Thousands flock to mega-church

Despite a handful of protesters outside the Christian Faith Center campus on Sunday, the first service at the new mega-church went on without a hitch.

More than 7,000 people total showed up for the 9:30 a.m. and 11:30 a.m. services on Sept. 2. Federal Way police officers directed traffic.

They traveled from afar. A random sampling of churchgoers revealed people from Bremerton, Tacoma, Seattle and Las Vegas.

“For God, I’d go across the world,” said Landa Metz, who traveled from Bremerton for the 11:30 a.m. service Sunday.

Mimi Mcreynolds and her husband, Brett, traveled from Las Vegas to participate in the first service at Christian Faith Center. The couple had been members of the church’s SeaTac campus before moving to Vegas six months ago.

“It’s so beautiful,” Mcreynolds said. “It’s very exciting, like anything that’s brand new.”

Church officials were pleasantly surprised by the large turnout, said Debbie Willis, a Christian Faith Center board member.

“We’re going to find enough room. They might sit on children’s ministry chairs, but they’ll have a seat,” Willis said, looking toward the lines of people waiting for an usher to cue them where to sit.

The first service in Federal Way drew nearly twice as many people as a typical service at the former campus in SeaTac did, Willis said.

“It’s just beautiful and it’s so fun to see all the people,” she said.

Willis pointed to one church member that the congregation is particularly proud of — Seattle Seahawks running back Shaun Alexander.

Alexander wrote a song celebrating the church’s first service and spoke to the congregation.

“We will change the world with this church,” Alexander said.

Pastor Casey Treat asked that churchgoers not solicit Alexander for autographs.

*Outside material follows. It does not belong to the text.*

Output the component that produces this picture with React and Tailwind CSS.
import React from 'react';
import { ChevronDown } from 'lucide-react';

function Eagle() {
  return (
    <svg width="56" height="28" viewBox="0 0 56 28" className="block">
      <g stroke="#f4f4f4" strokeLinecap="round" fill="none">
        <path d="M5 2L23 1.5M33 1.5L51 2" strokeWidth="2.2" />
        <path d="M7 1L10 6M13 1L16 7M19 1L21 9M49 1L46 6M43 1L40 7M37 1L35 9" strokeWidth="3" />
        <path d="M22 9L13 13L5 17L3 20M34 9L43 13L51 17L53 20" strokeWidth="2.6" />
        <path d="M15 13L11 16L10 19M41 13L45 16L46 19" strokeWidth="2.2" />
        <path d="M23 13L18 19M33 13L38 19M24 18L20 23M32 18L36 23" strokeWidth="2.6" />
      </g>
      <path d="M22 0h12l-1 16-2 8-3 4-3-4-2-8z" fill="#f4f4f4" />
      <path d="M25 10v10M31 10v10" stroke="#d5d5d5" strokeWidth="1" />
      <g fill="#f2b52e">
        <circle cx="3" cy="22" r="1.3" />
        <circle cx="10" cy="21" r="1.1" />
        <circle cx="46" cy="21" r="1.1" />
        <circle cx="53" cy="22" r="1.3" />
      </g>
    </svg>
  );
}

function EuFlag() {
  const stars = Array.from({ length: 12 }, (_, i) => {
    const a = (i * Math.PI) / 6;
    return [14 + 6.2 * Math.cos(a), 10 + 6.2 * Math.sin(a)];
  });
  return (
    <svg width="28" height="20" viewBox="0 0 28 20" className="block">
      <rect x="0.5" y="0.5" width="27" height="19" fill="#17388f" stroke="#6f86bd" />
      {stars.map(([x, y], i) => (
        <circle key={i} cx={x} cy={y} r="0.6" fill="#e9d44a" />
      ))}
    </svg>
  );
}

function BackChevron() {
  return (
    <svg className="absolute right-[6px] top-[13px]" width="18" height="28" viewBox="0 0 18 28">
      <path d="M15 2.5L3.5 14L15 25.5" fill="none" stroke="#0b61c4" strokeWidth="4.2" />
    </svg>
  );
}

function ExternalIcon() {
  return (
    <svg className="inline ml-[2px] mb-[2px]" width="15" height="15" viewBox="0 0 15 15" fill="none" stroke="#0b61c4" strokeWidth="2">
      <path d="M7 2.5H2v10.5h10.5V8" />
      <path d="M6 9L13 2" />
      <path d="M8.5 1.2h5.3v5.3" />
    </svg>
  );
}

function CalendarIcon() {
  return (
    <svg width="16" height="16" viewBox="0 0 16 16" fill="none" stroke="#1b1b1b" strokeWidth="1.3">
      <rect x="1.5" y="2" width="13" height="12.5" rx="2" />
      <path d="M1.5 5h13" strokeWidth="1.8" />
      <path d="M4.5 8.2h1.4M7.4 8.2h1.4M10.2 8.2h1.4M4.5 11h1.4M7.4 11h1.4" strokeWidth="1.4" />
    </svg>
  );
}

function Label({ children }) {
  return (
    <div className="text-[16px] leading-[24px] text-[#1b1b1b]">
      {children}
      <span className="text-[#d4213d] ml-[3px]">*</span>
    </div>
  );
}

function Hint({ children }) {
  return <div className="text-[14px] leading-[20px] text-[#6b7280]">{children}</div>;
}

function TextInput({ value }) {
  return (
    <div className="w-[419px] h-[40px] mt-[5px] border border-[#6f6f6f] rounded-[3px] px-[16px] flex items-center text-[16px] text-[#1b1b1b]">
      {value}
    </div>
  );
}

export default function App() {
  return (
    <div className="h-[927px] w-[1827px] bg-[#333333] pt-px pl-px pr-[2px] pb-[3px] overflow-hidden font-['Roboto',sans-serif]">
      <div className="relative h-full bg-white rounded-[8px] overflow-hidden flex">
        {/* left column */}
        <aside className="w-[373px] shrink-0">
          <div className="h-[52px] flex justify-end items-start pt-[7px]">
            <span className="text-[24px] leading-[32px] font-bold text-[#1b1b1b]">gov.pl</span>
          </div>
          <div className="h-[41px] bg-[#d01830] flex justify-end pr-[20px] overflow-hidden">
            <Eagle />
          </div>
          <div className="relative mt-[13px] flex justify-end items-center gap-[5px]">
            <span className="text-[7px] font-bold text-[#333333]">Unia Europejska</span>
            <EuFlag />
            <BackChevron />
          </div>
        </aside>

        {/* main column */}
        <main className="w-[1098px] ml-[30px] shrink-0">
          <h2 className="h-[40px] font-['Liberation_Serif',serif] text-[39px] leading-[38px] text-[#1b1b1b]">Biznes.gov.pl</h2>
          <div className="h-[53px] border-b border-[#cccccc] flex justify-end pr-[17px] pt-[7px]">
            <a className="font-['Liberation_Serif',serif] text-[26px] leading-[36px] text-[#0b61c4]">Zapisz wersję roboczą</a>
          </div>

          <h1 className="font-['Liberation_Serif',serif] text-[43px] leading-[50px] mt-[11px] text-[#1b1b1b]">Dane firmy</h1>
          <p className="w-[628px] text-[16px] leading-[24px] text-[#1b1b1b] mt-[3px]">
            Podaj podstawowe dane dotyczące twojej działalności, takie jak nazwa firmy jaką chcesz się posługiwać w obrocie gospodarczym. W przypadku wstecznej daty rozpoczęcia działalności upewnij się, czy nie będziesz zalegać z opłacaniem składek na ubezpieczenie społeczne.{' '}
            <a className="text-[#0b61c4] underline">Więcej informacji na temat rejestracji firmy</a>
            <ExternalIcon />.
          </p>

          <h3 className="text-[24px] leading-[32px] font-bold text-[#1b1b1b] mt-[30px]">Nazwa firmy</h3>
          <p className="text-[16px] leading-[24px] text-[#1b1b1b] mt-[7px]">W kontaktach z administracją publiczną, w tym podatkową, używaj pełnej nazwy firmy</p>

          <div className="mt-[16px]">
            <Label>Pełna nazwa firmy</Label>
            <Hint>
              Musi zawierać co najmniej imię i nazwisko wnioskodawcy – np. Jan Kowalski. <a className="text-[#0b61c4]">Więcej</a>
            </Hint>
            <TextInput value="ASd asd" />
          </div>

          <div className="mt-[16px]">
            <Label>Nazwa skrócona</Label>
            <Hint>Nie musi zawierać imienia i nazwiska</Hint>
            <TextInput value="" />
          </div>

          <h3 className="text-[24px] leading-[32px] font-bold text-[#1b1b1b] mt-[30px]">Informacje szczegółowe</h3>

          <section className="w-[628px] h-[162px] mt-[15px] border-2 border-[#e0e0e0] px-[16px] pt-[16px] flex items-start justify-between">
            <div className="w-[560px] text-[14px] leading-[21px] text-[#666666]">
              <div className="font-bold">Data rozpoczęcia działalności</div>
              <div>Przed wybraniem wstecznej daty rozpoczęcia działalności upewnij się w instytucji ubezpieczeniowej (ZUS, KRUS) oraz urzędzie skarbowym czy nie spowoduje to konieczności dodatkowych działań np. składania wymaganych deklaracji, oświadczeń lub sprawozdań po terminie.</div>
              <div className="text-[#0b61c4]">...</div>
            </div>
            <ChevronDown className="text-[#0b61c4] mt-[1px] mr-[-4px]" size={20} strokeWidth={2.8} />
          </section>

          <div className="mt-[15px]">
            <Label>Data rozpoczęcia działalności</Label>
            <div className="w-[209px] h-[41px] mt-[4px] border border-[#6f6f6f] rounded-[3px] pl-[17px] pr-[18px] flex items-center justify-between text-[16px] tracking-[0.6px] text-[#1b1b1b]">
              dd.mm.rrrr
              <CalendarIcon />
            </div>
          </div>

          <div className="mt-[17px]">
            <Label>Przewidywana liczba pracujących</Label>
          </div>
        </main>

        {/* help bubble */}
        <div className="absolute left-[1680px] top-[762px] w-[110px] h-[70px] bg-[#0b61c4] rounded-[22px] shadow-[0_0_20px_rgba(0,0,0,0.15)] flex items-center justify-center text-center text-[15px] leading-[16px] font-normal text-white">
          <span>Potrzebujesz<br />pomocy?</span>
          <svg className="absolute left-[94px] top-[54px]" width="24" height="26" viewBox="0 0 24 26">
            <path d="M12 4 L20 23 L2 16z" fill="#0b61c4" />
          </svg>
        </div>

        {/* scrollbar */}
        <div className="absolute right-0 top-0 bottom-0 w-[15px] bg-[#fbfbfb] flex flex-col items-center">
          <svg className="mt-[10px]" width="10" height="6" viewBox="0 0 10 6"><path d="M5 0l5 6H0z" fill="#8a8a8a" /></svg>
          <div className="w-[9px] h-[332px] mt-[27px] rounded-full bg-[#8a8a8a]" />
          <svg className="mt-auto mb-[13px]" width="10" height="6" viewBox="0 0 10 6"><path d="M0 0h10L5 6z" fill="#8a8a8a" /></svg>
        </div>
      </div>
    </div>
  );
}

He is family, Treat said.

Treat spoke about the victory of finally opening the church after eight years of hard work and facing opposition from city council members and neighbors.

Throughout Treat’s talk, the crowd of more than 3,000 burst into passionate applause.

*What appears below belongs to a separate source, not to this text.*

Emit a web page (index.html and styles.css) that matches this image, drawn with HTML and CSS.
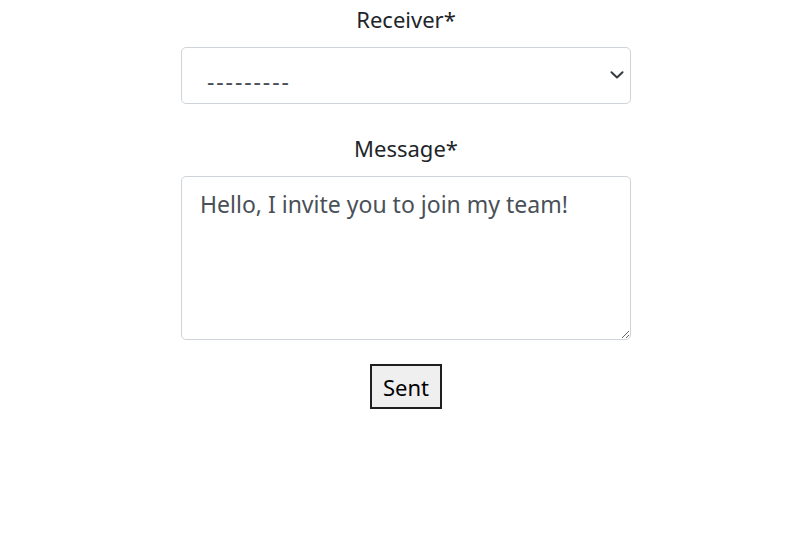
FILE: index.html
```html
<!DOCTYPE html>
<html>
<head>
<meta charset="utf-8">
<link rel="stylesheet" href="styles.css">
</head>
<body>
<form class="invite-form">
  <div class="field">
    <label class="field-label" for="receiver">Receiver*</label>
    <div class="select-wrap">
      <select id="receiver" class="field-select">
        <option>---------</option>
      </select>
      <svg class="chevron" width="14" height="8" viewBox="0 0 14 8"><path d="M1.5 1.2l5.5 5.3 5.5-5.3" fill="none" stroke="#343a40" stroke-width="2" stroke-linecap="round" stroke-linejoin="round"/></svg>
    </div>
  </div>
  <div class="field field-last">
    <label class="field-label" for="message">Message*</label>
    <textarea id="message" class="field-textarea">Hello, I invite you to join my team!</textarea>
  </div>
  <div class="actions">
    <button type="submit" class="send-btn">Sent</button>
  </div>
</form>
</body>
</html>
```

FILE: styles.css
```css
html, body {
  margin: 0;
  padding: 0;
  background: #fff;
}
body {
  font-family: "Noto Sans", "Open Sans", sans-serif;
  color: #212529;
}
.invite-form {
  width: 450px;
  margin: 0 auto;
  padding: 4px 0 0 4px;
  display: flex;
  flex-direction: column;
}
.field {
  display: flex;
  flex-direction: column;
  align-items: center;
  margin-bottom: 29px;
}
.field-last {
  margin-bottom: 0;
}
.field-label {
  font-size: 22px;
  line-height: 30px;
  margin-bottom: 13px;
}
.select-wrap {
  position: relative;
  width: 100%;
}
.field-select {
  display: block;
  width: 100%;
  height: 57px;
  box-sizing: border-box;
  border: 1px solid #ced4da;
  border-radius: 5px;
  background: #fff;
  font-family: inherit;
  font-size: 23px;
  letter-spacing: 1.9px;
  color: #495057;
  padding: 10px 16px 0 25px;
  -webkit-appearance: none;
  appearance: none;
}
.chevron {
  position: absolute;
  right: 7px;
  top: 24px;
  width: 14px;
  height: 8px;
}
.field-textarea {
  display: block;
  width: 100%;
  height: 164px;
  box-sizing: border-box;
  border: 1px solid #ced4da;
  border-radius: 5px;
  font-family: inherit;
  font-size: 23px;
  line-height: 30px;
  color: #495057;
  padding: 12px 18px;
  margin: 0;
}
.actions {
  display: flex;
  justify-content: center;
  margin-top: 24px;
}
.send-btn {
  font-family: inherit;
  font-size: 22px;
  color: #000;
  background: #efefef;
  border: 2px solid #1f1f1f;
  padding: 0;
  height: 45px;
  width: 72px;
}
```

The opening of the new church is just the beginning of Treat’s vision, he said. He and his wife, Wendy Treat, hope to start a national and international television program to reach a worldwide audience.

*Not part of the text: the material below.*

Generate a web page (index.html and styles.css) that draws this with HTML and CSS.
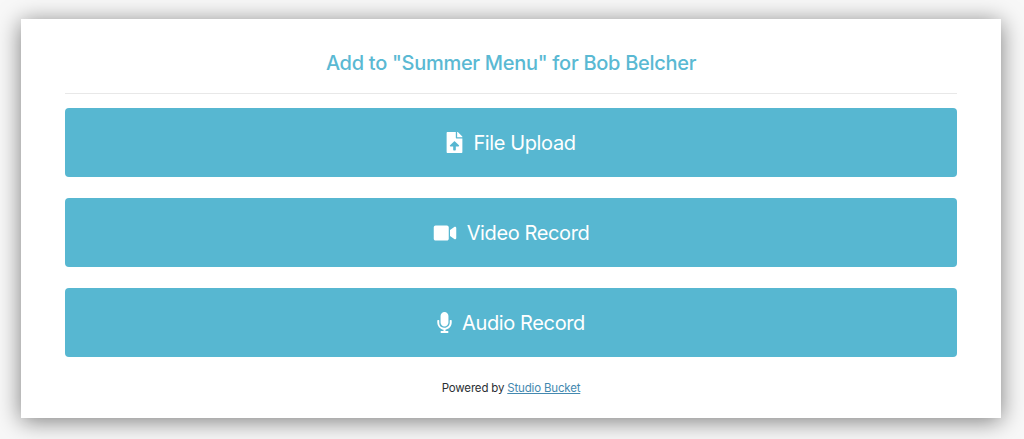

The Christian Faith Center way of teaching is a bit different from traditional churches, Willis said. Services are informal.

“We are spiritual, but we are not religious,” she said. “We teach practical teaching for everyday life... We laugh. We have fun.”

Obviously, the church is doing something that appeals to lots of people, Willis said, beckoning to the huge crowd gathered on Sunday. She noted that the church draws members from 75 different birth countries.

Treat’s teachings did not appeal to about 10 protesters who picketed outside the church on Sunday.

“We do not believe that Christian Faith Center represents the true gospel of Jesus Christ,” said Mark, who declined to give his last name. “We believe in following the Bible... Casey Treat cherry-picks Scripture and he twists it.”

Lazaro Lopez said he was protesting because he believes Casey Treat is duping his congregation into making him rich. He noted Treat’s luxury vehicles and frequent helicopter rides.

“He’s always commanding people to give more and more,” Lopez said.

The church itself, with 219,000 square feet, huge video projections and high-quality music equipment, is another example of overspending, Lopez said.

“Big power music bands, that’s not in the Bible,” he said.

Lopez said he feels sorry for the church members who struggle to make ends meet while donating money to Treat’s material excess.

“Unfortunately,” he said, “There’s people that get rich off of Christianity.”

Inside the church, Treat and the congregation laughed at the protesters.

“Thank you Jesus,” Treat shouted. “Persecution.”